Every project should contain people, process, and technology elements. This should be a mandatory requirement for each project definition. This multidimensional approach is intended to ensure that maximum value is attained from each project and that each project is a fully integrated element of the overall programme.

The other key element in mapping out the projects is to identify the skills that will be required to execute the project and operate in the future. For example, if the project is to migrate an element of the technology to a SaaS provider, do we have the right partner management skills? Oftentimes, this gets placed into Procurement under Vendor Management, but the operation of a finance system, for example, requires more than Vendor Management, and a formal structure for including a Finance expert in the process should be identified.

Having identified the skills required, map these to the existing skills. If skills are missing, can we develop them internally? Will we be losing roles? And can those people be redeployed? Have we engaged the right people across the various business units for their expertise and input into each project? How often do we see the business engaged in user acceptance testing after an initial deployment when they should be part of the design process first?

Finally, do we need partners, and if we do, are we absolutely clear on what they will be delivering? Do we have a tight Statement of Work that ties back to the overall Programme we can use for partner selection? We must avoid situations where we offer out a loosely defined project with a request to partners to provide their Statement of Work because this risks decoupling the project objectives from the programme objectives.

When we have a clear project definition, we can move to the Execution Strategy. How will we deliver these projects?

Draw On The Right Expertise 

Having defined the projects, we are able to determine the most effective execution approach and develop the overall project plans.

Timescale, Resources, and Cost are the standard constraints on any project, and this is no different for Digital Transformation. However, the overall programme will significantly influence these, and if the projects are clearly defined, they should also neatly interlock.

A crucial step at this stage is to identify where third parties are required and begin the selection process. With a well-defined programme, partner selection becomes easier, as there is less of a need to rely on existing partners because they understand us. The programme definition should level the playing field for all potential partners, providing them with the why and how they are being asked to deliver.

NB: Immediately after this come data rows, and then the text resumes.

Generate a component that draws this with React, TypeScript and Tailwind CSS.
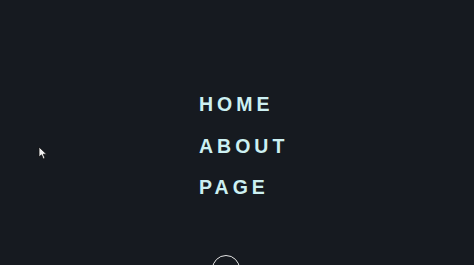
import React from 'react';

const links = ['HOME', 'ABOUT', 'PAGE'];

export default function App() {
  return (
    <div className="relative h-[265px] w-[474px] overflow-hidden bg-[#161a20]">
      {/* Nav links */}
      <nav className="flex flex-col items-start gap-[19.5px] pl-[199px] pt-[93px]">
        {links.map((l) => (
          <a
            key={l}
            href="#"
            className="text-[19.5px] font-bold leading-[22px] tracking-[4px] text-[#ccf0f2]"
            style={{ fontFamily: '"Liberation Sans", Arial, sans-serif' }}
          >
            {l}
          </a>
        ))}
      </nav>

      {/* Mouse cursor */}
      <svg className="absolute left-[38px] top-[146px]" width="10" height="14" viewBox="0 0 10 14">
        <path d="M1 1 L1 11 L3.5 8.8 L5.3 13 L7 12.2 L5.3 8.2 L8.6 8.2 Z" fill="#f2f2f2" stroke="#111" strokeWidth="0.8" />
      </svg>

      {/* Scroll indicator */}
      <div className="absolute left-[212px] top-[255px] h-[28px] w-[28px] rounded-full border-[1.5px] border-[#e6e6e6]" />
    </div>
  );
}
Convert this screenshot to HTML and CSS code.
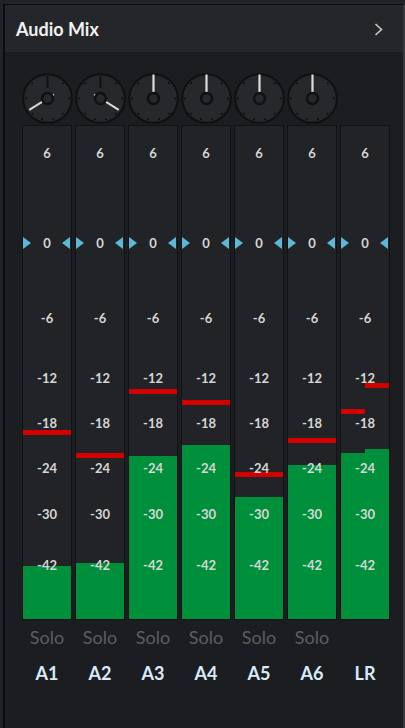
FILE: index.html
```html
<!DOCTYPE html>
<html lang="en">
<head>
    <meta charset="utf-8">
    <title>Audio Mix</title>
    <link rel="stylesheet" href="styles.css">
</head>
<body>
<svg class="defs" width="0" height="0">
    <defs>
        <g id="face">
            <circle cx="25.5" cy="25.5" r="24.3" fill="#27282c" stroke="#0f1012" stroke-width="2"/>
            <g fill="#0c0d0f">
                <circle cx="25.5" cy="4" r="1"/>
                <circle cx="10.3" cy="10.3" r="1"/>
                <circle cx="40.7" cy="10.3" r="1"/>
                <circle cx="4" cy="25.5" r="1"/>
                <circle cx="47" cy="25.5" r="1"/>
                <circle cx="10.3" cy="40.7" r="1"/>
                <circle cx="40.7" cy="40.7" r="1"/>
                <circle cx="19.9" cy="46.3" r="1"/>
                <circle cx="31.1" cy="46.3" r="1"/>
            </g>
        </g>
    </defs>
</svg>
<div class="panel">
    <div class="head">
        <span class="title">Audio Mix</span>
        <svg class="chev" width="10" height="13" viewBox="0 0 10 13"><path d="M1.5 1 L7.5 6.5 L1.5 12" fill="none" stroke="#c9c9c9" stroke-width="1.6"/></svg>
    </div>
    <div class="mixer">
        <!-- A1 -->
        <div class="strip">
            <svg class="knob" viewBox="0 0 51 51">
                <use href="#face"/>
                <line x1="25.5" y1="5" x2="25.5" y2="15" stroke="#0f1012" stroke-width="2"/>
                <line x1="25.5" y1="18" x2="25.5" y2="47" stroke="#dcdcdc" stroke-width="2" transform="rotate(58 25.5 25.5)"/>
                <circle cx="25.5" cy="25.5" r="5.5" fill="#27282c" stroke="#0f1012" stroke-width="2.4"/>
            </svg>
            <div class="meter">
                <div class="level" style="height:53px"></div>
                <div class="peak" style="top:304px"></div>
                <i class="tri-r"></i><i class="tri-l"></i>
                <div class="scale">
                    <span class="s6">6</span><span class="s0">0</span><span class="s-6">-6</span><span class="s-12">-12</span>
                    <span class="s-18">-18</span><span class="s-24">-24</span><span class="s-30">-30</span><span class="s-42">-42</span>
                </div>
            </div>
            <div class="solo">Solo</div>
            <div class="name">A1</div>
        </div>
        <!-- A2 -->
        <div class="strip">
            <svg class="knob" viewBox="0 0 51 51">
                <use href="#face"/>
                <line x1="25.5" y1="5" x2="25.5" y2="15" stroke="#0f1012" stroke-width="2"/>
                <line x1="25.5" y1="18" x2="25.5" y2="47" stroke="#dcdcdc" stroke-width="2" transform="rotate(-58 25.5 25.5)"/>
                <circle cx="25.5" cy="25.5" r="5.5" fill="#27282c" stroke="#0f1012" stroke-width="2.4"/>
            </svg>
            <div class="meter">
                <div class="level" style="height:56px"></div>
                <div class="peak" style="top:327px"></div>
                <i class="tri-r"></i><i class="tri-l"></i>
                <div class="scale">
                    <span class="s6">6</span><span class="s0">0</span><span class="s-6">-6</span><span class="s-12">-12</span>
                    <span class="s-18">-18</span><span class="s-24">-24</span><span class="s-30">-30</span><span class="s-42">-42</span>
                </div>
            </div>
            <div class="solo">Solo</div>
            <div class="name">A2</div>
        </div>
        <!-- A3 -->
        <div class="strip">
            <svg class="knob" viewBox="0 0 51 51">
                <use href="#face"/>
                <line x1="25.5" y1="1.5" x2="25.5" y2="19" stroke="#dcdcdc" stroke-width="2.2"/>
                <circle cx="25.5" cy="25.5" r="5.5" fill="#27282c" stroke="#0f1012" stroke-width="2.4"/>
            </svg>
            <div class="meter">
                <div class="level" style="height:163px"></div>
                <div class="peak" style="top:263px"></div>
                <i class="tri-r"></i><i class="tri-l"></i>
                <div class="scale">
                    <span class="s6">6</span><span class="s0">0</span><span class="s-6">-6</span><span class="s-12">-12</span>
                    <span class="s-18">-18</span><span class="s-24">-24</span><span class="s-30">-30</span><span class="s-42">-42</span>
                </div>
            </div>
            <div class="solo">Solo</div>
            <div class="name">A3</div>
        </div>
        <!-- A4 -->
        <div class="strip">
            <svg class="knob" viewBox="0 0 51 51">
                <use href="#face"/>
                <line x1="25.5" y1="1.5" x2="25.5" y2="19" stroke="#dcdcdc" stroke-width="2.2"/>
                <circle cx="25.5" cy="25.5" r="5.5" fill="#27282c" stroke="#0f1012" stroke-width="2.4"/>
            </svg>
            <div class="meter">
                <div class="level" style="height:174px"></div>
                <div class="peak" style="top:274px"></div>
                <i class="tri-r"></i><i class="tri-l"></i>
                <div class="scale">
                    <span class="s6">6</span><span class="s0">0</span><span class="s-6">-6</span><span class="s-12">-12</span>
                    <span class="s-18">-18</span><span class="s-24">-24</span><span class="s-30">-30</span><span class="s-42">-42</span>
                </div>
            </div>
            <div class="solo">Solo</div>
            <div class="name">A4</div>
        </div>
        <!-- A5 -->
        <div class="strip">
            <svg class="knob" viewBox="0 0 51 51">
                <use href="#face"/>
                <line x1="25.5" y1="1.5" x2="25.5" y2="19" stroke="#dcdcdc" stroke-width="2.2"/>
                <circle cx="25.5" cy="25.5" r="5.5" fill="#27282c" stroke="#0f1012" stroke-width="2.4"/>
            </svg>
            <div class="meter">
                <div class="level" style="height:122px"></div>
                <div class="peak" style="top:346px"></div>
                <i class="tri-r"></i><i class="tri-l"></i>
                <div class="scale">
                    <span class="s6">6</span><span class="s0">0</span><span class="s-6">-6</span><span class="s-12">-12</span>
                    <span class="s-18">-18</span><span class="s-24">-24</span><span class="s-30">-30</span><span class="s-42">-42</span>
                </div>
            </div>
            <div class="solo">Solo</div>
            <div class="name">A5</div>
        </div>
        <!-- A6 -->
        <div class="strip">
            <svg class="knob" viewBox="0 0 51 51">
                <use href="#face"/>
                <line x1="25.5" y1="1.5" x2="25.5" y2="19" stroke="#dcdcdc" stroke-width="2.2"/>
                <circle cx="25.5" cy="25.5" r="5.5" fill="#27282c" stroke="#0f1012" stroke-width="2.4"/>
            </svg>
            <div class="meter">
                <div class="level" style="height:154px"></div>
                <div class="peak" style="top:312px"></div>
                <i class="tri-r"></i><i class="tri-l"></i>
                <div class="scale">
                    <span class="s6">6</span><span class="s0">0</span><span class="s-6">-6</span><span class="s-12">-12</span>
                    <span class="s-18">-18</span><span class="s-24">-24</span><span class="s-30">-30</span><span class="s-42">-42</span>
                </div>
            </div>
            <div class="solo">Solo</div>
            <div class="name">A6</div>
        </div>
        <!-- LR: two halves -->
        <div class="strip">
            <div class="knob"></div>
            <div class="meter">
                <div class="level half-l" style="height:166px"></div>
                <div class="level half-r" style="height:170px"></div>
                <div class="peak half-l" style="top:283px"></div>
                <div class="peak half-r" style="top:257px"></div>
                <i class="tri-r"></i><i class="tri-l"></i>
                <div class="scale">
                    <span class="s6">6</span><span class="s0">0</span><span class="s-6">-6</span><span class="s-12">-12</span>
                    <span class="s-18">-18</span><span class="s-24">-24</span><span class="s-30">-30</span><span class="s-42">-42</span>
                </div>
            </div>
            <div class="solo off">Solo</div>
            <div class="name">LR</div>
        </div>
    </div>
</div>
</body>
</html>
```

FILE: styles.css
```css
html, body {
    margin: 0;
    height: 100%;
}

body {
    background-color: #222326;
    font-family: Lato, "Open Sans", sans-serif;
}

.defs {
    position: absolute;
}

.panel {
    box-sizing: border-box;
    height: calc(100% - 4px);
    margin: 4px 0 0 3px;
    border-top: 1px solid #0c0c0e;
    border-left: 2px solid #0c0c0e;
    border-right: 2px solid #38393d;
    background-color: #1c1d20;
}

/* header */
.head {
    display: flex;
    align-items: center;
    justify-content: space-between;
    height: 47px;
    padding: 0 19px 0 11px;
    background-color: #252629;
}

.title {
    font-size: 18px;
    font-weight: bold;
    color: #f2f2f2;
}

.chev {
    display: block;
    margin-top: 1px;
}

/* channel strips */
.mixer {
    display: flex;
    gap: 3px;
    padding: 21px 0 0 17px;
}

.strip {
    display: flex;
    flex-direction: column;
    align-items: center;
    width: 50px;
}

.knob {
    display: block;
    width: 51px;
    height: 51px;
    flex: none;
}

.meter {
    position: relative;
    box-sizing: border-box;
    width: 50px;
    height: 495px;
    margin-top: 1px;
    border: 1px solid #121316;
    background-color: #222327;
    overflow: hidden;
}

.level {
    position: absolute;
    left: 0;
    right: 0;
    bottom: 0;
    background-color: #00903b;
}

.peak {
    position: absolute;
    left: 0;
    right: 0;
    height: 5px;
    background-color: #d30000;
}

.half-l {
    right: 50%;
}

.half-r {
    left: 50%;
}

.level.half-l {
    right: calc(50% - 1px);
}

/* unity markers */
.tri-r, .tri-l {
    position: absolute;
    top: 111px;
    width: 0;
    height: 0;
    border-top: 6px solid transparent;
    border-bottom: 6px solid transparent;
}

.tri-r {
    left: 0;
    border-left: 8px solid #5bb8d7;
}

.tri-l {
    right: 1px;
    border-right: 8px solid #5bb8d7;
}

/* dB scale */
.scale span {
    position: absolute;
    left: 0;
    right: 0;
    height: 14px;
    line-height: 14px;
    text-align: center;
    font-size: 13px;
    font-weight: bold;
    color: #d6d6d6;
}

.s6 { top: 20px; }
.s0 { top: 110px; }
.s-6 { top: 185px; }
.s-12 { top: 245px; }
.s-18 { top: 290px; }
.s-24 { top: 335px; }
.s-30 { top: 381px; }
.s-42 { top: 432px; }

.solo {
    margin-top: 6px;
    line-height: 22px;
    font-size: 18px;
    color: #5a5e64;
}

.solo.off {
    visibility: hidden;
}

.name {
    margin-top: 14px;
    line-height: 22px;
    font-size: 18px;
    font-weight: bold;
    color: #d8eafa;
}
```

Which brings us to partner selection.

How often has your CEO, CFO, or CMO been involved in selecting technology partners? Evidence suggests the answer is ‘not often’ because it is seen as an IT function. However, if digital transformation is to truly ignite an organisation, those partners are critical, and the selection process should include all stakeholders in the programme.

The reason for selecting an IT function-only process is that the other stakeholders will not understand what is required. However, all stakeholders will have a view on culture and approach, and a diverse selection panel will also provide wider insight throughout the process. If you are selecting a partner to be a part of a transformational journey, their culture is more important than their technical knowledge, even at the project level.

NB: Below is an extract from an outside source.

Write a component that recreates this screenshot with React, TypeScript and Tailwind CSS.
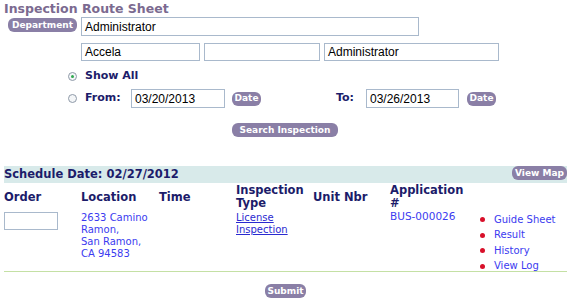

Partners must also demonstrate that they understand the programme drivers and where their project fits into this. The best way to interrogate this understanding is with a broad selection panel.

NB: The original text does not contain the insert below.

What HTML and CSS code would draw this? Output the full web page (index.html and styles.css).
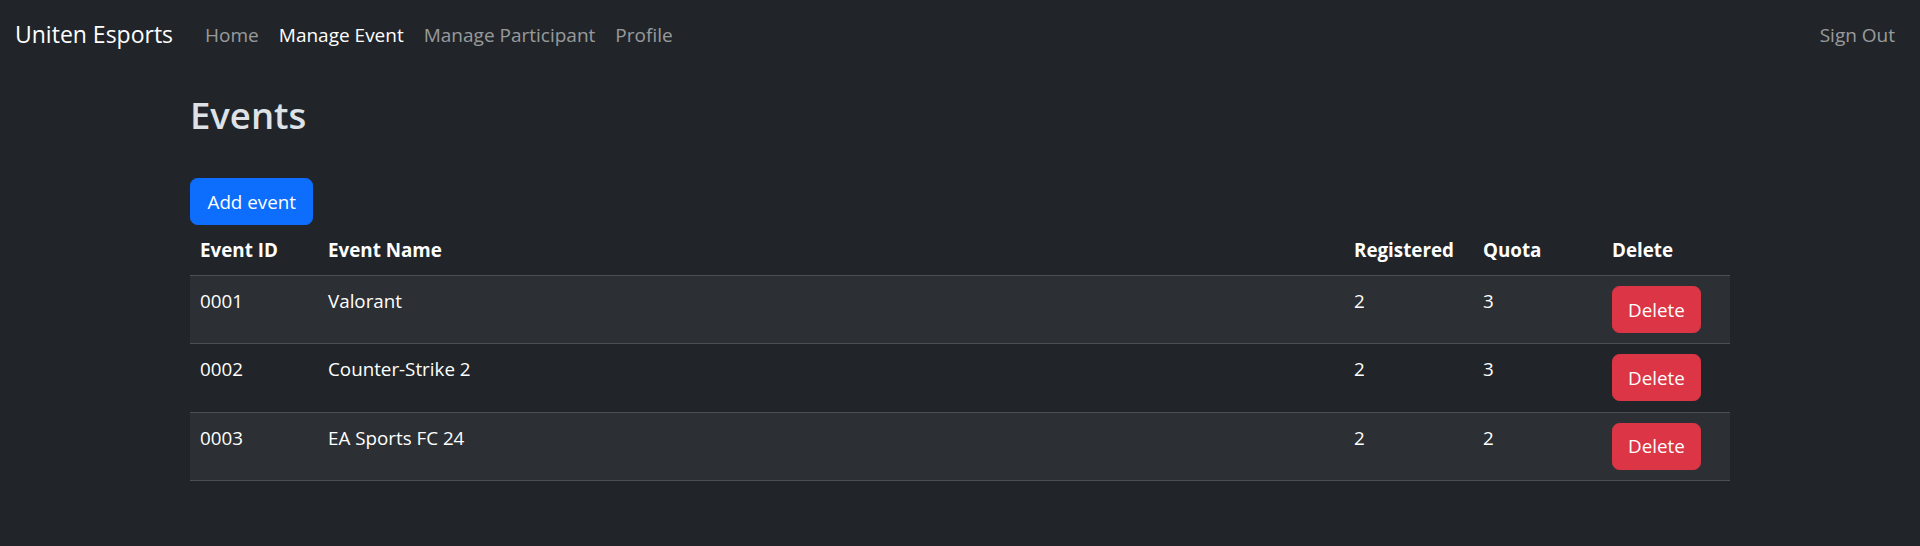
FILE: index.html
```html
<!DOCTYPE html>
<html lang="en">
<head>
<meta charset="utf-8">
<title>Events - Uniten Esports</title>
<link rel="stylesheet" href="styles.css">
</head>
<body>
<nav class="navbar">
  <a class="brand" href="#">Uniten Esports</a>
  <ul class="nav-links">
    <li><a class="nav-link" href="#">Home</a></li>
    <li><a class="nav-link active" href="#">Manage Event</a></li>
    <li><a class="nav-link" href="#">Manage Participant</a></li>
    <li><a class="nav-link" href="#">Profile</a></li>
  </ul>
  <a class="nav-link" href="#">Sign Out</a>
</nav>
<main class="container">
  <h1 class="title">Events</h1>
  <a class="btn btn-primary btn-add" href="#">Add event</a>
  <table class="table">
    <colgroup>
      <col class="col-id">
      <col class="col-name">
      <col class="col-reg">
      <col class="col-quota">
      <col class="col-del">
    </colgroup>
    <thead>
      <tr><th>Event ID</th><th>Event Name</th><th>Registered</th><th>Quota</th><th>Delete</th></tr>
    </thead>
    <tbody>
      <tr class="striped"><td>0001</td><td>Valorant</td><td>2</td><td>3</td><td><button class="btn btn-danger">Delete</button></td></tr>
      <tr><td>0002</td><td>Counter-Strike 2</td><td>2</td><td>3</td><td><button class="btn btn-danger">Delete</button></td></tr>
      <tr class="striped"><td>0003</td><td>EA Sports FC 24</td><td>2</td><td>2</td><td><button class="btn btn-danger">Delete</button></td></tr>
    </tbody>
  </table>
</main>
</body>
</html>
```
FILE: styles.css
```css
* { box-sizing: border-box; }
html, body { margin: 0; padding: 0; }
body {
  background: #212529;
  color: #dee2e6;
  font-family: "Open Sans", "Noto Sans", sans-serif;
  font-size: 18.8px;
  line-height: 30px;
}
a { text-decoration: none; }

.navbar {
  display: flex;
  align-items: center;
  height: 70px;
  padding: 0 15px;
}
.brand {
  color: #fff;
  font-size: 23px;
  line-height: 37.5px;
  margin-right: 22px;
}
.nav-links {
  display: flex;
  list-style: none;
  margin: 0;
  padding: 0;
  flex: 1;
}
.nav-link {
  display: block;
  padding: 0 10px;
  color: rgba(255, 255, 255, 0.55);
  font-size: 19px;
  line-height: 30px;
}
.nav-link.active { color: #fff; }

.container {
  width: 1540px;
  margin: 0 auto;
}
.title {
  margin: 24px 0 0;
  font-size: 36.5px;
  font-weight: 600;
  line-height: 43px;
  color: #dee2e6;
}
.btn {
  display: inline-block;
  vertical-align: top;
  padding: 7.5px 15px;
  font-family: inherit;
  font-size: 18.8px;
  line-height: 30px;
  color: #fff;
  border: 1px solid transparent;
  border-radius: 7.5px;
  cursor: pointer;
}
.btn-add {
  margin-top: 41px;
  padding-left: 16.5px;
  padding-right: 16.5px;
}
.btn-primary { background: #0d6efd; border-color: #0d6efd; }
.btn-danger { background: #dc3545; border-color: #dc3545; }

.table {
  width: 100%;
  table-layout: fixed;
  border-collapse: collapse;
  color: #fff;
}
.col-id { width: 128px; }
.col-name { width: 1026px; }
.col-reg { width: 129px; }
.col-quota { width: 129px; }
.col-del { width: 128px; }
.table th, .table td {
  padding: 10px;
  text-align: left;
  vertical-align: top;
  border-bottom: 1px solid #495057;
  line-height: 30px;
}
.table td { padding-bottom: 10.3px; }
.table th { font-weight: 700; }
.table tr.striped td { background: #2c3034; }
```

Take, for example, how projects are costed. Many partners will extol the virtues of fixed outcomes and fixed prices. A well-defined project can have a fixed outcome, but the fixed price will always be uplifted by a risk factor, with the partners protecting themselves against the unknowns. The other option is usually a day rate, but this is also prone to being high because engineers will often dump time against a project, marking a day of work when, in reality, they have only worked five hours in a day, plus the overall cost has the potential to increase from the initial estimates.

With a well-defined project with measurable objectives, contingent fees are the most effective approach. It is an agreed price if, and only if, these objectives are met. That provides certainty on both sides and motivates both parties to work effectively together to deliver the project. Vendors will often try and negotiate out some or all of the objectives, but if the value objectives are held at the programme level with only deliverable objectives within the project, this removes that objection.

How a vendor is prepared to write a commercial agreement speaks volumes about their culture. Do they understand the overall programme? Have they sought to understand it? Can they clearly articulate the project’s value to your business, not just theirs? Are they looking at the work from your point of view? Will they make recommendations that may disadvantage their revenue stream because it enhances your organisation?

All these fall under ‘Vendor Selection 101’ but are often impossible to measure because the overarching programme is not defined, and selection is made against the project only. Set the project requirements clearly but share the programme objectives, and there will be better results.

With partners and internal delivery resources aligned, we must now address the other two fundamental principles, which must be embedded within the projects.

Overhaul The Processes 

Any transformational project will change how an organisation works, whether within IT or more widely across the business. These changes must be embedded within the project and not simply put aside, as we’ll get to that when we have changed the tech. Each project should include the relevant process change as well. There is a tendency in Digital Transformation projects to get the technology changed without leaving time and resources to address the myriad of other changes this will initiate. The process changes often drive the most benefit from any transformational project. Simply adding or changing technology rarely allows benefit realisation without changing how an organisation works.

This is the time for automation, Machine Learning, and AI to be part of the journey as well as exploring all the other processes. How does automation affect people’s ability to do their jobs? Will they become more efficient? Can they bill more? Can we finish projects faster and bill and be paid faster? All of these are tangible values that will be captured in the programme and should be cascaded into the projects.

But, this is key, so many technology-led projects fail to address these elements, believing they are an issue for the business that the projects fail to deliver benefits and become cost-driven.

Effective process change means changing how people work.

Motivate All Of The People 

Ensuring everybody understands why a transformation programme is being undertaken is vital. People naturally resist change if they do not understand why change is occurring. Creating a programme that is easily communicated to all levels of an organisation is crucial to explaining why transformation matters, the impact on the organisation, and the expected timeline, and this should be published before any execution.

If people do not understand why change is imminent, they will either ignore it or resist it. If they see no change coming, they may also introduce their own changes at local or individual levels, making transformational change even harder to apply as the starting point can move in certain areas.

However, the programme should also not come as a surprise because the best programmes and strategies are fed from across the organisation in the first place. Engaging a wide range of opinions and views at the outset will create a more robust strategy, and sharing it back is an effective way to demonstrate that opinions have been heard.